Here are my three, tho I think the tenor might be sold (fingers crossed).

----------

chuck3, 

DavidKOS, 

Verne Andru

----------


## DavidKOS

> The pickup has a giant magnet (in the guitar esp) and weighs a bunch.


Lovely!

I'd love to have one of those guitars.......

----------


## Rick Jones

Beautiful trio! I have an L-50 guitar, from 1936. It is the same body size/shape as your ES-150, but purely acoustic (or it was until I made a new pickguard and hung a custom-wound Kent Armstrong from it). It is a gem - I think it was under somebody's bed for 70+ years.

----------


## bbcee

Pete, you are in pickup maker heaven where you are. You could discuss it either with Jason Lollar of Lollar Pickups or Pete Biltoff of Vintage Vibe Pickups. Both are nice, approachable guys who make well-respected CC pickups, and I imagine they would love the challenge of making one for a mando.

----------

DavidKOS

----------


## DavidKOS

> Pete, you are in pickup maker heaven where you are. You could discuss it either with Jason Lollar of Lollar Pickups .


Lollar was wonderful to work with the couple times I bought pickups and had rewinding done.

----------


## Pete Martin

Jason is going to install the pickup in my Mann EM5 in two weeks.  When it is done, I'll post a video.   :Mandosmiley:

----------

DavidKOS

----------


## Pete Martin

Here is the CC installed.

----------

DavidKOS, 

doc holiday, 

Verne Andru

----------


## Spruce

> Here is the CC installed.


...and??    :Wink:

----------


## Travis Wilson

> Here is the CC installed.


I would never presume to speak (write) for others, but I think there are a good number of us eager to hear a sound file!  :Popcorn:

----------


## Pete Martin

I'm currently doing a lot of mixing of 2 band demos so haven't had much time to play with it and no time to record anything.  i'll get to it as soon as I'm able to free up a few hours.  

What I can say is I really like to tone, especially through my Vintage 47 EH185 clone amp.  It is way noisier than any other pickup I've had, so I REALLY have to watch and listen where I am standing relative to the amp.  But that Charlie Christian tone I've always yearned for is THERE.  

Soon, folks, soon.   :Crying:

----------


## John Soper

Pete:

I hope that mandolin inspires you to transcribe more Charlie Cristian tunes!

----------


## chuck3

> I have three of the originals, all from circa 1937: ES-150, ETG-150 (also called EST-150) and an EM-150. The first time I heard one was Nick Forster played and ES-150 with Red Knuckles and the Trailblazers. It is a nice dirty soulful sound. The pickup has a giant magnet (in the guitar esp) and weighs a bunch.
> 
> Here are my three, tho I think the tenor might be sold (fingers crossed).

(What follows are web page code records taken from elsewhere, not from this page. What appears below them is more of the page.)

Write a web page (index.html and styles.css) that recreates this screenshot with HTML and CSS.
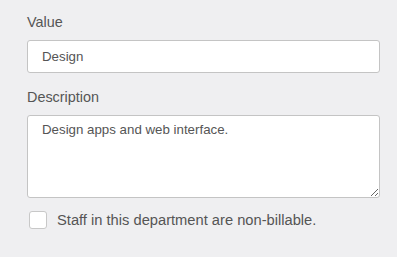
FILE: index.html
```html
<!DOCTYPE html>
<html lang="en">
<head>
  <meta charset="UTF-8">
  <meta name="viewport" content="width=device-width, initial-scale=1.0">
  <title>Department</title>
  <link rel="stylesheet" href="styles.css">
</head>
<body>

  <form class="dept-form">
    <div class="field">
      <label class="field-label" for="value">Value</label>
      <input type="text" id="value" class="field-input" value="Design">
    </div>
    <div class="field">
      <label class="field-label" for="description">Description</label>
      <textarea id="description" class="field-textarea">Design apps and web interface.</textarea>
    </div>
    <label class="check-row">
      <input type="checkbox" class="check-input">
      <span class="check-box"></span>
      <span class="check-text">Staff in this department are non-billable.</span>
    </label>
  </form>

</body>
</html>
```

FILE: styles.css
```css
body {
  font-family: "Liberation Sans", Arial, sans-serif;
  margin: 0;
  padding: 0;
  background-color: #efeff1;
  color: #555;
  font-size: 14px;
}
.dept-form {
  padding: 12px 17px 0 27px;
}
.field {
  margin-bottom: 14px;
}
.field-label {
  display: block;
  font-size: 14.4px;
  line-height: 20px;
  margin-bottom: 8px;
  color: #555;
}
.field-input,
.field-textarea {
  display: block;
  box-sizing: border-box;
  width: 100%;
  font-family: inherit;
  font-size: 13.3px;
  color: #555;
  background-color: white;
  border: 1px solid #c4c4c4;
  border-radius: 3px;
  outline: none;
  margin: 0;
}
.field-input {
  height: 33px;
  padding: 0 14px;
}
.field-textarea {
  height: 83px;
  padding: 6px 14px;
  line-height: 16px;
  resize: vertical;
}
.check-row {
  display: flex;
  align-items: center;
  margin-top: -2px;
  padding-left: 2px;
}
.check-input {
  display: none;
}
.check-box {
  width: 16px;
  height: 16px;
  background-color: white;
  border: 1px solid #c8c8c8;
  border-radius: 3px;
  margin-right: 10px;
}
.check-text {
  font-size: 14.7px;
  line-height: 20px;
  color: #555;
}
```
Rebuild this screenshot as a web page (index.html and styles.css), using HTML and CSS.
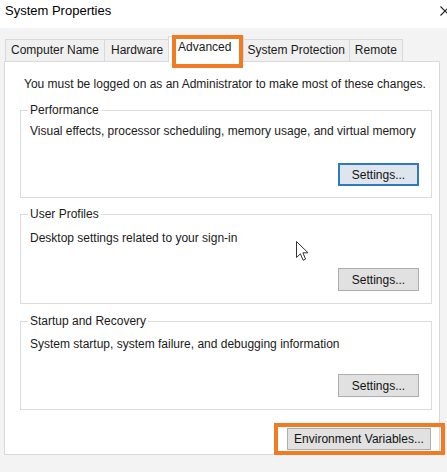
FILE: index.html
```html
<!DOCTYPE html>
<html lang="en">
<head>
<meta charset="utf-8">
<title>System Properties</title>
<link rel="stylesheet" href="styles.css">
</head>
<body>
<div class="window">
  <header class="titlebar">
    <span class="title">System Properties</span>
    <svg class="close" width="10" height="10" viewBox="0 0 10 10"><path d="M0.5 0.5 L9.5 9.5 M9.5 0.5 L0.5 9.5" stroke="#222" stroke-width="1.1" fill="none"/></svg>
  </header>
  <nav class="tabs">
    <div class="tab tab-cn">Computer Name</div>
    <div class="tab tab-hw">Hardware</div>
    <div class="tab tab-active">Advanced<span class="highlight"></span></div>
    <div class="tab tab-sp">System Protection</div>
    <div class="tab tab-rm">Remote</div>
  </nav>
  <section class="panel">
    <p class="notice">You must be logged on as an Administrator to make most of these changes.</p>
    <fieldset class="group group-perf">
      <legend>Performance</legend>
      <p class="desc">Visual effects, processor scheduling, memory usage, and virtual memory</p>
      <div class="actions"><button class="btn btn-default">Settings...</button></div>
    </fieldset>
    <fieldset class="group group-users">
      <legend>User Profiles</legend>
      <p class="desc">Desktop settings related to your sign-in</p>
      <div class="actions"><button class="btn">Settings...</button></div>
    </fieldset>
    <fieldset class="group group-startup">
      <legend>Startup and Recovery</legend>
      <p class="desc">System startup, system failure, and debugging information</p>
      <div class="actions"><button class="btn">Settings...</button></div>
    </fieldset>
    <div class="footer">
      <span class="callout"><button class="btn btn-wide">Environment Variables...</button></span>
    </div>
  </section>
  <svg class="cursor" width="13" height="21" viewBox="0 0 13 21"><path d="M0.5 0.5 L0.5 16.5 L4.4 12.8 L7.1 19.2 L9.6 18.1 L6.9 11.8 L12 11.8 Z" fill="#fff" stroke="#333" stroke-width="1" stroke-linejoin="round"/></svg>
</div>
</body>
</html>
```

FILE: styles.css
```css
html, body {
  margin: 0;
  padding: 0;
}
body {
  width: 447px;
  height: 472px;
  overflow: hidden;
  background: #f3f3f3;
  font-family: "Liberation Sans", Arial, sans-serif;
  font-size: 12px;
  color: #1a1a1a;
}
.window {
  position: relative;
  height: 472px;
  background: #f3f3f3;
}
.titlebar {
  box-sizing: border-box;
  height: 28px;
  display: flex;
  align-items: flex-start;
  justify-content: space-between;
  background: #ffffff;
  padding: 3px 0 0 5px;
}
.title {
  font-size: 13px;
  line-height: 16px;
  color: #000;
}
.close {
  margin-top: 3px;
  margin-right: -3px;
}
.tabs {
  display: flex;
  height: 22px;
  margin-top: 11px;
  padding-left: 5px;
}
.tab {
  box-sizing: border-box;
  height: 22px;
  border: 1px solid #d9d9d9;
  border-bottom: none;
  background: #f0f0f0;
  padding: 0 5px;
  line-height: 20px;
  margin-left: -1px;
  white-space: nowrap;
}
.tab-cn {
  margin-left: 0;
}
.tab-hw {
  padding: 0 6px;
}
.tab-sp {
  padding: 0 4px;
}
.tab-active {
  position: relative;
  z-index: 2;
  height: 26px;
  margin-top: -3px;
  margin-left: -2px;
  margin-right: -1px;
  background: #ffffff;
  padding: 0 12px 0 9px;
}
.highlight {
  position: absolute;
  left: 3px;
  right: 0;
  top: -2px;
  bottom: -6px;
  border: 4px solid #f07b22;
}
.panel {
  box-sizing: border-box;
  height: 394px;
  margin: 0 7px 0 4px;
  border: 1px solid #d9d9d9;
  background: #ffffff;
  padding: 0 7px 0 15px;
}
.notice {
  margin: 14px 0 0 4px;
  line-height: 16px;
}
.group {
  margin: 0;
  padding: 0 12px 12px 9px;
  border: 1px solid #dcdcdc;
  min-width: 0;
}
.group legend {
  padding: 0 2px;
  margin-left: -2px;
  line-height: 14px;
}
.desc {
  margin: 0;
  line-height: 16px;
}
.actions {
  display: flex;
  justify-content: flex-end;
  margin-top: 22px;
}
.group-perf {
  margin-top: 11px;
  padding-bottom: 11px;
}
.group-perf .desc {
  margin-top: 6px;
}
.group-perf .actions {
  margin-top: 24px;
}
.group-users {
  margin-top: 9px;
}
.group-users .desc {
  margin-top: 9px;
}
.group-startup {
  margin-top: 10px;
}
.group-startup .desc {
  margin-top: 8px;
}
.btn {
  box-sizing: border-box;
  width: 81px;
  height: 23px;
  padding: 0;
  margin: 0;
  background: #e1e1e1;
  border: 1px solid #adadad;
  font-family: inherit;
  font-size: 12px;
  color: #111;
}
.btn-default {
  border: 2px solid #2f78c4;
  background: #dfe5ec;
}
.footer {
  display: flex;
  justify-content: flex-end;
  margin-top: 18px;
  padding-right: 1px;
}
.callout {
  position: relative;
  display: flex;
}
.callout::after {
  content: "";
  position: absolute;
  left: -13px;
  right: -14px;
  top: -5px;
  bottom: -5px;
  border: 4px solid #f07b22;
}
.btn-wide {
  width: 144px;
  height: 22px;
}
.cursor {
  position: absolute;
  left: 296px;
  top: 241px;
}
```
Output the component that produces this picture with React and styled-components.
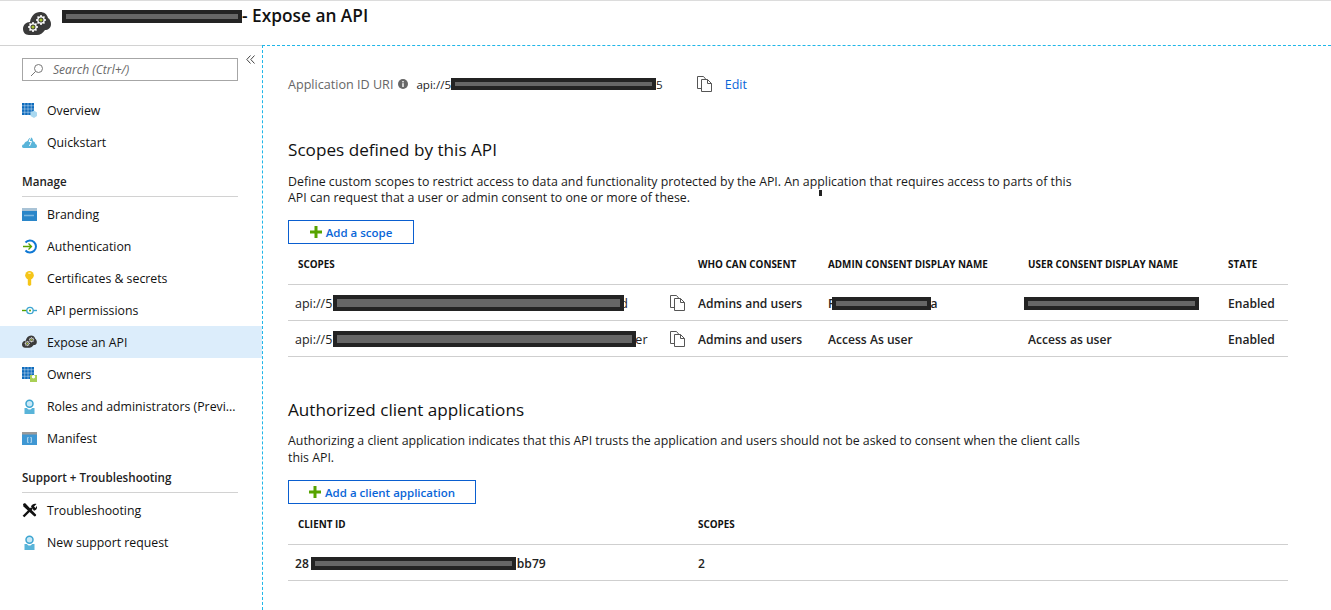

wow!  That is a sight to see ...

----------


## Pete Martin

Got to play my first gig with this Saturday night.  As I needed a lot of amp power, I didn't take the Vintage 47 amp, I took my Quilter MicroPro.  100 watt solid state amp and while not quite the sound of the V47, still very good.  The CC pickup performed great plus both myself  and my band mates loved the sound.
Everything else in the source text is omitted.